The Dashing Wave

72 U.S. 170 | SCOTUS | 1867

72 U.S. 170 (____)
5 Wall. 170

THE DASHING WAVE.

Supreme Court of United States.

*172 Mr. Ashton, Assistant Attorney-General, for the United States.

Mr. Marvin and Mr. Evarts, contra; Mr. Evarts for Lizardi & Co..

*176 The CHIEF JUSTICE delivered the opinion of the court.

Two decrees were rendered in the District Court for the Eastern District of Louisiana, the first, directing restitution of the vessel and cargo; the second, refusing damages, and ordering payment of costs and charges by the claimants. The United States appealed from the first; the claimants took an appeal from the second.

The proofs show that the Dashing Wave was a neutral vessel, bound from Liverpool to Matamoras, with a cargo of general merchandise and coin, no part of which was contraband.

It is clear, therefore, that the decree of restitution must be affirmed.

The only question which requires much consideration relates to the rightfulness of capture. And this question resolves itself into two:

1. Was there anything in the position of the Dashing Wave, at the time of capture, which warranted the opinion of the captors that she was engaged in breaking the blockade? and —

2. Was there anything in the papers on board the brig, relating to the cargo, which justified the seizure?

It is claimed for the captors that she was taken in Texan waters, lying convenient to the blockaded coast. The preparatory evidence left her position in much uncertainty, but the testimony taken under the order for further proof, in connection with the chart upon which her position is marked by one of the witnesses, establishes it beyond reasonable doubt. She was anchored north of the line between the *177 Mexican and Texan waters, with as easy access to the land on the rebel as on the Mexican side.

We think it was the plain duty of a neutral claiming to be engaged in trade with Matamoras, under circumstances which warranted close observation by the blockading squadron, to keep his vessel, while discharging or receiving cargo, so clearly on the neutral side of the boundary line as to repel, so far as position could repel, all imputation of intent to break the blockade. He had no right to take, voluntarily, a position in the immediate presence of the blockading fleet, from which merchandise might be so easily introduced into the blockaded region.

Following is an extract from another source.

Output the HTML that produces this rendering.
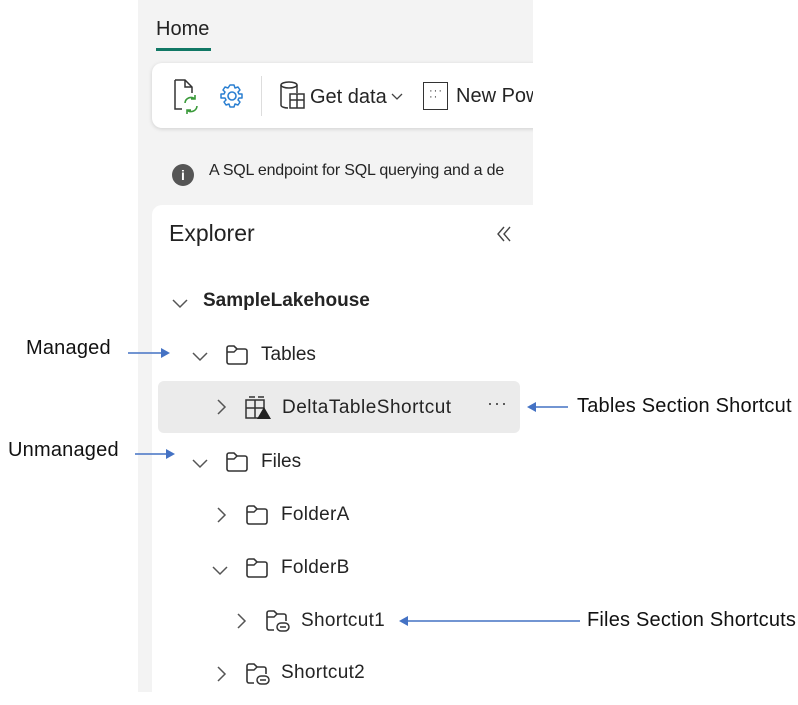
<!DOCTYPE html>
<html><head><style>
body{margin:0;width:798px;height:692px;background:#fff;position:relative;overflow:hidden;font-family:"Segoe UI","Liberation Sans",sans-serif;color:#242424}
.a{position:absolute}
.t{position:absolute;font-size:19px;white-space:nowrap;letter-spacing:0px}
.an{position:absolute;font-size:20px;color:#111;white-space:nowrap;letter-spacing:0.2px}
</style></head><body>
<div class="a" style="left:138px;top:0;width:395px;height:692px;background:#f3f3f3"></div>
<div class="t" style="left:156px;top:18px;font-size:20px;color:#222">Home</div>
<div class="a" style="left:156px;top:48px;width:55px;height:3px;background:#117865"></div>
<div class="a" style="left:152px;top:63px;width:395px;height:65px;background:#fff;border-radius:10px;box-shadow:0 1px 4px rgba(0,0,0,.15)"></div>
<svg class="a" style="left:172px;top:78px" width="32" height="36" viewBox="0 0 32 36" fill="none">
<path d="M3 2h10l7 7v6M3 2v29h7" stroke="#333" stroke-width="1.5"/><path d="M13 2v7h7" stroke="#333" stroke-width="1.5"/>
<path d="M13 25a6 6 0 0 1 10-4M23 17v4h-4" stroke="#3a9a3a" stroke-width="1.6"/><path d="M25 28a6 6 0 0 1-10 4M15 36v-4h4" stroke="#3a9a3a" stroke-width="1.6"/></svg>
<svg class="a" style="left:218px;top:82px" width="28" height="28" viewBox="0 0 28 28" fill="none"><circle cx="14" cy="14" r="4" stroke="#2a7fd1" stroke-width="1.6"/><path d="M12 3h4l1 3 3-1 2 3-2 2 1 2h3v4h-3l-1 2 2 2-2 3-3-1-1 3h-4l-1-3-3 1-2-3 2-2-1-2H3v-4h3l1-2-2-2 2-3 3 1z" stroke="#2a7fd1" stroke-width="1.5" stroke-linejoin="round"/></svg>
<div class="a" style="left:261px;top:76px;width:1px;height:40px;background:#ddd"></div>
<svg class="a" style="left:279px;top:80px" width="28" height="32" viewBox="0 0 28 32" fill="none"><ellipse cx="10" cy="5" rx="8" ry="3" stroke="#333" stroke-width="1.5"/><path d="M2 5v20c0 2 4 3 7 3M18 5v8" stroke="#333" stroke-width="1.5"/><rect x="11" y="14" width="14" height="14" stroke="#333" stroke-width="1.5"/><path d="M11 20h14M18 14v14" stroke="#333" stroke-width="1.5"/></svg>
<div class="t" style="left:310px;top:86px;font-size:20px">Get data</div>
<svg class="a" style="left:391px;top:93px" width="12" height="8"><path d="M1 1l5 5 5-5" stroke="#444" stroke-width="1.3" fill="none"/></svg>
<div class="a" style="left:423px;top:82px;width:23px;height:26px;border:1.6px solid #333"></div>
<div class="a" style="left:429px;top:88px;font-size:11px;letter-spacing:1px;line-height:6px;color:#333">···<br>··</div>
<div class="t" style="left:456px;top:85px;font-size:20px">New Pow</div>
<div class="a" style="left:172px;top:164px;width:22px;height:22px;border-radius:50%;background:#555;color:#fff;font-size:14px;font-weight:bold;text-align:center;line-height:22px">i</div>
<div class="t" style="left:209px;top:162px;font-size:16px;letter-spacing:-0.2px">A SQL endpoint for SQL querying and a de</div>
<div class="a" style="left:152px;top:205px;width:400px;height:500px;background:#fff;border-radius:10px"></div>
<div class="a" style="left:533px;top:0;width:265px;height:692px;background:#fff"></div>
<div class="t" style="left:169px;top:220px;font-size:23px;color:#222">Explorer</div>
<svg class="a" style="left:496px;top:225px" width="18" height="18" fill="none" stroke="#444" stroke-width="1.4"><path d="M8 2L2 9l6 7M14 2L8 9l6 7"/></svg>
<svg class="a" width="0" height="0"><defs>
<path id="dn" d="M1 1l7 7 7-7" stroke="#555" stroke-width="1.5" fill="none"/>
<path id="rt" d="M1 1l7 7-7 7" stroke="#555" stroke-width="1.5" fill="none"/>
<g id="fold" fill="none" stroke="#333" stroke-width="1.6"><path d="M2 4a2 2 0 0 1 2-2h5l3 3h8a2 2 0 0 1 2 2v11a2 2 0 0 1-2 2H4a2 2 0 0 1-2-2z"/><path d="M2 8h7l3-3" stroke-width="1.4"/></g>
<g id="sc" fill="none" stroke="#333"><path d="M9 21H4a2 2 0 0 1-2-2V4a2 2 0 0 1 2-2h5l3 3h7a2 2 0 0 1 2 2v5" stroke-width="1.6"/><path d="M2 8h7l3-3" stroke-width="1.4"/><rect x="12" y="14" width="12" height="8" rx="4" stroke-width="1.5"/><path d="M15 18h6" stroke-width="1.5"/></g>
</defs></svg>
<svg class="a" style="left:172px;top:299px" width="16" height="10"><use href="#dn"/></svg>
<div class="t" style="left:203px;top:290px;font-weight:bold;font-size:19px">SampleLakehouse</div>
<svg class="a" style="left:192px;top:352px" width="16" height="10"><use href="#dn"/></svg>
<svg class="a" style="left:225px;top:344px" width="24" height="22"><use href="#fold"/></svg>
<div class="t" style="left:261px;top:344px">Tables</div>
<div class="a" style="left:158px;top:381px;width:362px;height:52px;background:#ebebeb;border-radius:6px"></div>
<svg class="a" style="left:217px;top:399px" width="10" height="16"><use href="#rt"/></svg>
<svg class="a" style="left:243px;top:394px" width="30" height="28" viewBox="0 0 30 28" fill="none"><rect x="3" y="6" width="18" height="18" stroke="#333" stroke-width="1.5"/><path d="M3 14h18M12 6v18" stroke="#333" stroke-width="1.5"/><path d="M6 3h6M15 3h6" stroke="#333" stroke-width="1.5"/><path d="M21 13l7 12h-14z" fill="#222"/></svg>
<div class="t" style="left:282px;top:397px;letter-spacing:0.5px">DeltaTableShortcut</div>
<div class="t" style="left:487px;top:393px;font-size:18px;color:#444;letter-spacing:1px">···</div>
<svg class="a" style="left:192px;top:459px" width="16" height="10"><use href="#dn"/></svg>
<svg class="a" style="left:225px;top:451px" width="24" height="22"><use href="#fold"/></svg>
<div class="t" style="left:261px;top:451px">Files</div>
<svg class="a" style="left:217px;top:507px" width="10" height="16"><use href="#rt"/></svg>
<svg class="a" style="left:245px;top:504px" width="24" height="22"><use href="#fold"/></svg>
<div class="t" style="left:281px;top:504px;letter-spacing:0.3px">FolderA</div>
<svg class="a" style="left:212px;top:566px" width="16" height="10"><use href="#dn"/></svg>
<svg class="a" style="left:245px;top:557px" width="24" height="22"><use href="#fold"/></svg>
<div class="t" style="left:281px;top:557px;letter-spacing:0.3px">FolderB</div>
<svg class="a" style="left:237px;top:613px" width="10" height="16"><use href="#rt"/></svg>
<svg class="a" style="left:265px;top:609px" width="26" height="24"><use href="#sc"/></svg>
<div class="t" style="left:301px;top:610px;letter-spacing:0.3px">Shortcut1</div>
<svg class="a" style="left:217px;top:666px" width="10" height="16"><use href="#rt"/></svg>
<svg class="a" style="left:245px;top:662px" width="26" height="24"><use href="#sc"/></svg>
<div class="t" style="left:281px;top:662px;letter-spacing:0.3px">Shortcut2</div>
<div class="an" style="left:26px;top:337px">Managed</div>
<div class="an" style="left:8px;top:439px">Unmanaged</div>
<div class="an" style="left:577px;top:395px">Tables Section Shortcut</div>
<div class="an" style="left:587px;top:609px">Files Section Shortcuts</div>
<svg class="a" style="left:0;top:0" width="798" height="692">
<g stroke="#4472c4" stroke-width="1.5" fill="#4472c4">
<line x1="128" y1="353" x2="162" y2="353"/><path d="M170 353l-9-5v10z" stroke="none"/>
<line x1="135" y1="454" x2="167" y2="454"/><path d="M175 454l-9-5v10z" stroke="none"/>
<line x1="536" y1="407" x2="568" y2="407"/><path d="M527 407l9-5v10z" stroke="none"/>
<line x1="408" y1="621" x2="580" y2="621"/><path d="M399 621l9-5v10z" stroke="none"/>
</g></svg>
</body></html>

We do not say that neglect of duty, in this respect, on the part of the brig, especially in the absence of positive evidence that the neglect was wilful, calls for condemnation; but we cannot doubt that under the circumstances described, capturing and sending in for adjudication was fully warranted.

The other question relates wholly to the papers concerning the shipment of coin. There is no evidence which affects with culpability any other part of the cargo.

The coin is claimed by Lizardi & Co., neutral merchants of Liverpool; but the proof shows that one H.N. Caldwell was the real owner of the larger part of it. A letter, dated August 17th, 1863, and addressed by Caldwell to Lizardi & Co., states his intention, in view of "the uncertain state of our political affairs," to take gold to purchase cotton, instead of taking goods to Mexico, if he can arrange for an advance of £5000, making, with certain credits in his favor with Lizardi & Co., and £3000 which he had in bank, a total of £12,000, with which to operate.

In the same letter he further proposed that the whole amount should be shipped to J. Roman, of Matamoras, as the property of Lizardi & Co. The next day Lizardi & Co. acknowledged the receipt from Caldwell of a check for the £3000 in bank, and agreed to his proposals. Three days later Lizardi & Co. addressed a letter to Roman, advising him of the arrangement with Caldwell, and distinguishing expressly the £5000 advanced by them from "the other *178 £7000 of the said gentleman." These letters were found on board the brig.

Caldwell was a passenger on the brig, but was allowed to leave before any question of his character was made. What was that character in fact? Was he a rebel enemy or a neutral?

The tenor of his letter to Lizardi & Co., his proposal that the specie should be shipped as their property, when seven-twelfths of it belonged to himself; and especially the circumstance that he has never made claim in this suit to any part of it, except through Lizardi & Co., indicates that he was not a neutral, but an enemy.

On the other hand, there is no positive proof of his enemy character, though further proof was allowed to the captors.

This evidence, in our judgment, does not warrant condemnation of the specie, but it does, as we think, justify the capture.

We shall therefore affirm the decree of the District Court, restoring the vessel and cargo, but direct that costs and expenses consequent upon the capture, be ratably apportioned between the brig and the shipment of coin, and that the residue of the cargo be exempted from contribution.

DECREE AND DIRECTIONS ACCORDINGLY.

NOTE.

At the same time with the preceding appeal and cross-appeal, and by the same counsel, were argued two cases; one an appeal and cross-appeal, as the preceding, from the District Court of the United States for the Eastern District of Louisiana; the other, an appeal from the same court.